— Start DATA SECTION —
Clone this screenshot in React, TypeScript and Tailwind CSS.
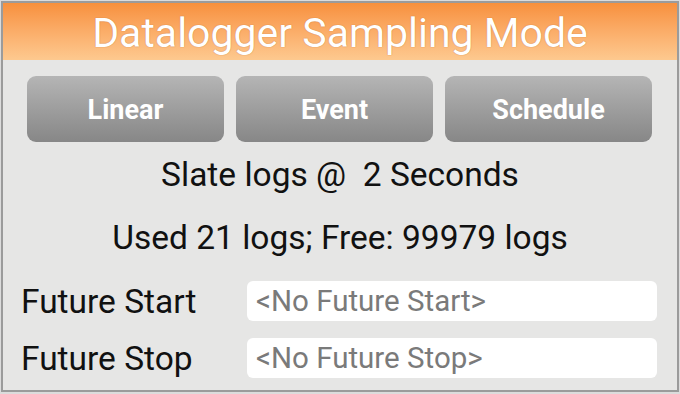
export default function App() {
  const modes = ['Linear', 'Event', 'Schedule'];
  return (
    <div className="w-[680px] h-[394px] bg-[#dcdcdc] p-px font-['Roboto',sans-serif]">
      <div className="h-[391px] border-[2px] border-[#9b9b9b] bg-[#e6e6e5] flex flex-col">
        <div className="h-[57px] bg-gradient-to-b from-[#f7903c] to-[#fdc98f] flex items-center justify-center">
          <h1 className="text-[41px] leading-none text-white [text-shadow:0_0_1px_#b8652a] pt-[3px]">
            Datalogger Sampling Mode
          </h1>
        </div>
        <div className="flex gap-3 px-[24px] pt-[16px]">
          {modes.map((m) => (
            <button
              key={m}
              className={`h-[66px] rounded-[9px] bg-gradient-to-b from-[#b5b5b5] to-[#878787] text-white font-bold text-[27px] flex items-center justify-center pt-[3px] ${
                m === 'Schedule' ? 'w-[207px]' : 'w-[197px]'
              }`}
            >
              {m}
            </button>
          ))}
        </div>
        <div className="text-center text-[33.5px] text-[#111] leading-none mt-[16px]">
          Slate logs @&nbsp; 2 Seconds
        </div>
        <div className="text-center text-[33.5px] text-[#111] leading-none mt-[29px]">
          Used 21 logs; Free: 99979 logs
        </div>
        <div className="flex flex-col gap-[17px] mt-[27px] pl-[18px] pr-[20px]">
          {['Future Start', 'Future Stop'].map((l) => (
            <div key={l} className="flex items-center">
              <span className="w-[226px] text-[33.5px] text-[#111] leading-none pt-[2px]">{l}</span>
              <div className="flex-1 h-[40px] bg-white rounded-[6px] flex items-center pl-[9px] text-[29.5px] text-[#7a7a7a]">
                {`<No ${l}>`}
              </div>
            </div>
          ))}
        </div>
      </div>
    </div>
  );
}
— End DATA SECTION —
> TASK REQUIREMENTS:
The data above should be repeated exactly, minus any pictures.

> EXERCISE RESULT:
Clone this screenshot in React, TypeScript and Tailwind CSS.
export default function App() {
  const modes = ['Linear', 'Event', 'Schedule'];
  return (
    <div className="w-[680px] h-[394px] bg-[#dcdcdc] p-px font-['Roboto',sans-serif]">
      <div className="h-[391px] border-[2px] border-[#9b9b9b] bg-[#e6e6e5] flex flex-col">
        <div className="h-[57px] bg-gradient-to-b from-[#f7903c] to-[#fdc98f] flex items-center justify-center">
          <h1 className="text-[41px] leading-none text-white [text-shadow:0_0_1px_#b8652a] pt-[3px]">
            Datalogger Sampling Mode
          </h1>
        </div>
        <div className="flex gap-3 px-[24px] pt-[16px]">
          {modes.map((m) => (
            <button
              key={m}
              className={`h-[66px] rounded-[9px] bg-gradient-to-b from-[#b5b5b5] to-[#878787] text-white font-bold text-[27px] flex items-center justify-center pt-[3px] ${
                m === 'Schedule' ? 'w-[207px]' : 'w-[197px]'
              }`}
            >
              {m}
            </button>
          ))}
        </div>
        <div className="text-center text-[33.5px] text-[#111] leading-none mt-[16px]">
          Slate logs @&nbsp; 2 Seconds
        </div>
        <div className="text-center text-[33.5px] text-[#111] leading-none mt-[29px]">
          Used 21 logs; Free: 99979 logs
        </div>
        <div className="flex flex-col gap-[17px] mt-[27px] pl-[18px] pr-[20px]">
          {['Future Start', 'Future Stop'].map((l) => (
            <div key={l} className="flex items-center">
              <span className="w-[226px] text-[33.5px] text-[#111] leading-none pt-[2px]">{l}</span>
              <div className="flex-1 h-[40px] bg-white rounded-[6px] flex items-center pl-[9px] text-[29.5px] text-[#7a7a7a]">
                {`<No ${l}>`}
              </div>
            </div>
          ))}
        </div>
      </div>
    </div>
  );
}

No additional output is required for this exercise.